**SUPPLIED MATERIAL**
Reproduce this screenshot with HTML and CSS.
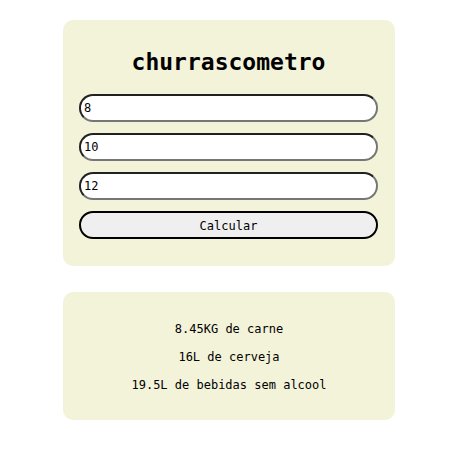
FILE: index.html
```html
<!DOCTYPE html>
<html lang="pt-br">
<head>
    <meta charset="utf-8">
    <title>Churrascometro</title>
    <link rel="stylesheet" href="styles.css">
</head>
<body>
    <div class="container">
        <div class="box">
            <h1 class="titulo">churrascometro</h1>
            <input class="campo" type="text" id="adultos" value="8">
            <input class="campo" type="text" id="criancas" value="10">
            <input class="campo" type="text" id="duracao" value="12">
            <button class="botao" id="calcular">Calcular</button>
        </div>

        <div class="box resultado" id="resultado">
            <p>8.45KG de carne</p>
            <p>16L de cerveja</p>
            <p>19.5L de bebidas sem alcool</p>
        </div>
    </div>
</body>
</html>
```

FILE: styles.css
```css
body {
	margin: 0;
	font-family: "DejaVu Sans Mono", monospace;
	font-size: 12px;
}
.container {
	width: 332px;
	margin-left: 63px;
	padding-top: 20px;
	display: flex;
	flex-direction: column;
	gap: 26px;
}
.box {
	background-color: #f3f3da;
	border-radius: 10px;
	padding: 29px 17px 27px 16px;
	display: flex;
	flex-direction: column;
	gap: 11px;
}
.titulo {
	font-size: 23px;
	text-align: center;
	margin: 0 0 7px 0;
	line-height: 27px;
}
.campo {
	height: 28px;
	box-sizing: border-box;
	border: 2px inset #767676;
	border-radius: 14px;
	padding: 0 3px;
	font-family: "DejaVu Sans Mono", monospace;
	font-size: 12px;
	background: #fff;
	outline: none;
}
.botao {
	height: 28px;
	box-sizing: border-box;
	border: 2px solid #000;
	border-radius: 14px;
	background: #efefef;
	padding-top: 2px;
	font-family: "DejaVu Sans Mono", monospace;
	font-size: 12px;
}
.resultado {
	padding: 30px 16px 28px;
	gap: 14px;
	align-items: center;
}
.resultado p {
	margin: 0;
	line-height: 14px;
}
```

**SHORT PROBLEM**
Your task is to repeat the data above exactly while excluding the pictures.

**OUTPUT OF THE EXERCISE**
Reproduce this screenshot with HTML and CSS.
FILE: index.html
```html
<!DOCTYPE html>
<html lang="pt-br">
<head>
    <meta charset="utf-8">
    <title>Churrascometro</title>
    <link rel="stylesheet" href="styles.css">
</head>
<body>
    <div class="container">
        <div class="box">
            <h1 class="titulo">churrascometro</h1>
            <input class="campo" type="text" id="adultos" value="8">
            <input class="campo" type="text" id="criancas" value="10">
            <input class="campo" type="text" id="duracao" value="12">
            <button class="botao" id="calcular">Calcular</button>
        </div>

        <div class="box resultado" id="resultado">
            <p>8.45KG de carne</p>
            <p>16L de cerveja</p>
            <p>19.5L de bebidas sem alcool</p>
        </div>
    </div>
</body>
</html>
```

FILE: styles.css
```css
body {
	margin: 0;
	font-family: "DejaVu Sans Mono", monospace;
	font-size: 12px;
}
.container {
	width: 332px;
	margin-left: 63px;
	padding-top: 20px;
	display: flex;
	flex-direction: column;
	gap: 26px;
}
.box {
	background-color: #f3f3da;
	border-radius: 10px;
	padding: 29px 17px 27px 16px;
	display: flex;
	flex-direction: column;
	gap: 11px;
}
.titulo {
	font-size: 23px;
	text-align: center;
	margin: 0 0 7px 0;
	line-height: 27px;
}
.campo {
	height: 28px;
	box-sizing: border-box;
	border: 2px inset #767676;
	border-radius: 14px;
	padding: 0 3px;
	font-family: "DejaVu Sans Mono", monospace;
	font-size: 12px;
	background: #fff;
	outline: none;
}
.botao {
	height: 28px;
	box-sizing: border-box;
	border: 2px solid #000;
	border-radius: 14px;
	background: #efefef;
	padding-top: 2px;
	font-family: "DejaVu Sans Mono", monospace;
	font-size: 12px;
}
.resultado {
	padding: 30px 16px 28px;
	gap: 14px;
	align-items: center;
}
.resultado p {
	margin: 0;
	line-height: 14px;
}
```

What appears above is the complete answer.